- **TO BE DONE**: Every line of the listing must be reproduced as it stands. Leave the images behind.

● ● ● ● ●

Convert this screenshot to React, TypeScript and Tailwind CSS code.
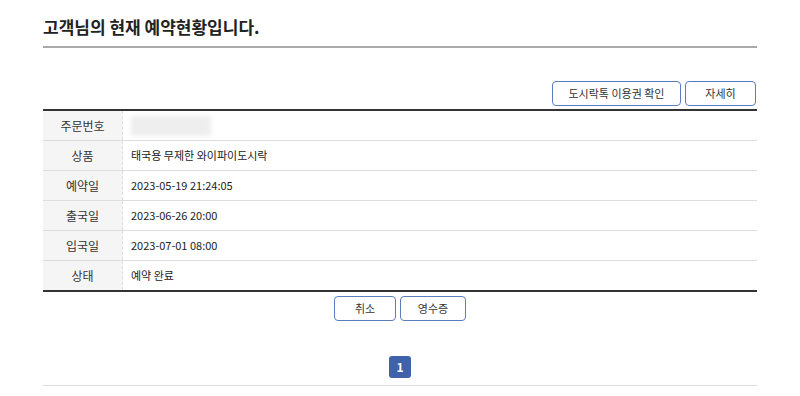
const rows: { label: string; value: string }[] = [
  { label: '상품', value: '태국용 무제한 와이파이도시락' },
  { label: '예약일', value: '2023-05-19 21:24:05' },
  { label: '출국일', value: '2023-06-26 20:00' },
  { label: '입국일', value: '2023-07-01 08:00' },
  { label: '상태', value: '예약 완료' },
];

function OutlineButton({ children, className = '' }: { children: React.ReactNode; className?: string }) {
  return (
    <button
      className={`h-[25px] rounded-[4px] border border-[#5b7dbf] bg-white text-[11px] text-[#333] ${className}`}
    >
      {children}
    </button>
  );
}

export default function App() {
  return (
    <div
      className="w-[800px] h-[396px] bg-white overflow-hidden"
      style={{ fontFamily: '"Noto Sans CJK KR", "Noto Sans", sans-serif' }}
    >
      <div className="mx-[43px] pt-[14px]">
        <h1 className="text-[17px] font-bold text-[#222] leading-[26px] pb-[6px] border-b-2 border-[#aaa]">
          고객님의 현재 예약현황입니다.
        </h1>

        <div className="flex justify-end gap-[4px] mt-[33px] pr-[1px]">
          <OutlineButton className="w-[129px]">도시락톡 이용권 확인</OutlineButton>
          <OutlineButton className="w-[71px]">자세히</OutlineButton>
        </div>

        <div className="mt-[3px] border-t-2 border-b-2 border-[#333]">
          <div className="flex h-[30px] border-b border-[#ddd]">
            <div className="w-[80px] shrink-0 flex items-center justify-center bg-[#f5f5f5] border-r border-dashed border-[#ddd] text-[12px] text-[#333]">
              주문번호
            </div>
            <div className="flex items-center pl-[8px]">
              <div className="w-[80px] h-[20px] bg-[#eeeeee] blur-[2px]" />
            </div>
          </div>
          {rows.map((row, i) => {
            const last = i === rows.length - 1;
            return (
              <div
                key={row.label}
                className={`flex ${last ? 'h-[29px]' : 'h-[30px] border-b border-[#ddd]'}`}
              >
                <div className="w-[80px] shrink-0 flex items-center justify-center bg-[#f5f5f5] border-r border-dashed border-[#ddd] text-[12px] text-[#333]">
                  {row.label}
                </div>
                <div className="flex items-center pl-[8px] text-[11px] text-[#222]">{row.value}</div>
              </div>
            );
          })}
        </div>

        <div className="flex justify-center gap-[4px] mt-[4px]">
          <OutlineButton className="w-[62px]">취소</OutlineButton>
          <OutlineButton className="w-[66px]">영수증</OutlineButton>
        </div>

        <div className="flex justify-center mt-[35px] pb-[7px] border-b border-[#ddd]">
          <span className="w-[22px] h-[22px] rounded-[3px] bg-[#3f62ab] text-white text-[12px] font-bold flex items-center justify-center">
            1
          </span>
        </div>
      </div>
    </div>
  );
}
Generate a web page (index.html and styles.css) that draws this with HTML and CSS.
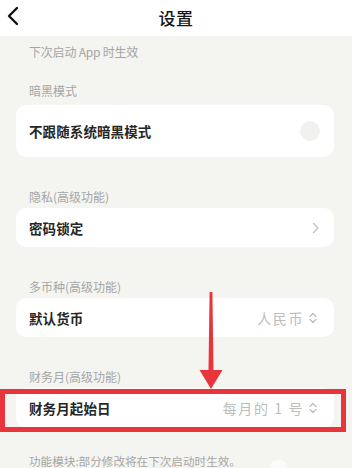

● ● ● ● ●

- **FINAL RESULT**:
Convert this screenshot to React, TypeScript and Tailwind CSS code.
const rows: { label: string; value: string }[] = [
  { label: '상품', value: '태국용 무제한 와이파이도시락' },
  { label: '예약일', value: '2023-05-19 21:24:05' },
  { label: '출국일', value: '2023-06-26 20:00' },
  { label: '입국일', value: '2023-07-01 08:00' },
  { label: '상태', value: '예약 완료' },
];

function OutlineButton({ children, className = '' }: { children: React.ReactNode; className?: string }) {
  return (
    <button
      className={`h-[25px] rounded-[4px] border border-[#5b7dbf] bg-white text-[11px] text-[#333] ${className}`}
    >
      {children}
    </button>
  );
}

export default function App() {
  return (
    <div
      className="w-[800px] h-[396px] bg-white overflow-hidden"
      style={{ fontFamily: '"Noto Sans CJK KR", "Noto Sans", sans-serif' }}
    >
      <div className="mx-[43px] pt-[14px]">
        <h1 className="text-[17px] font-bold text-[#222] leading-[26px] pb-[6px] border-b-2 border-[#aaa]">
          고객님의 현재 예약현황입니다.
        </h1>

        <div className="flex justify-end gap-[4px] mt-[33px] pr-[1px]">
          <OutlineButton className="w-[129px]">도시락톡 이용권 확인</OutlineButton>
          <OutlineButton className="w-[71px]">자세히</OutlineButton>
        </div>

        <div className="mt-[3px] border-t-2 border-b-2 border-[#333]">
          <div className="flex h-[30px] border-b border-[#ddd]">
            <div className="w-[80px] shrink-0 flex items-center justify-center bg-[#f5f5f5] border-r border-dashed border-[#ddd] text-[12px] text-[#333]">
              주문번호
            </div>
            <div className="flex items-center pl-[8px]">
              <div className="w-[80px] h-[20px] bg-[#eeeeee] blur-[2px]" />
            </div>
          </div>
          {rows.map((row, i) => {
            const last = i === rows.length - 1;
            return (
              <div
                key={row.label}
                className={`flex ${last ? 'h-[29px]' : 'h-[30px] border-b border-[#ddd]'}`}
              >
                <div className="w-[80px] shrink-0 flex items-center justify-center bg-[#f5f5f5] border-r border-dashed border-[#ddd] text-[12px] text-[#333]">
                  {row.label}
                </div>
                <div className="flex items-center pl-[8px] text-[11px] text-[#222]">{row.value}</div>
              </div>
            );
          })}
        </div>

        <div className="flex justify-center gap-[4px] mt-[4px]">
          <OutlineButton className="w-[62px]">취소</OutlineButton>
          <OutlineButton className="w-[66px]">영수증</OutlineButton>
        </div>

        <div className="flex justify-center mt-[35px] pb-[7px] border-b border-[#ddd]">
          <span className="w-[22px] h-[22px] rounded-[3px] bg-[#3f62ab] text-white text-[12px] font-bold flex items-center justify-center">
            1
          </span>
        </div>
      </div>
    </div>
  );
}
Generate a web page (index.html and styles.css) that draws this with HTML and CSS.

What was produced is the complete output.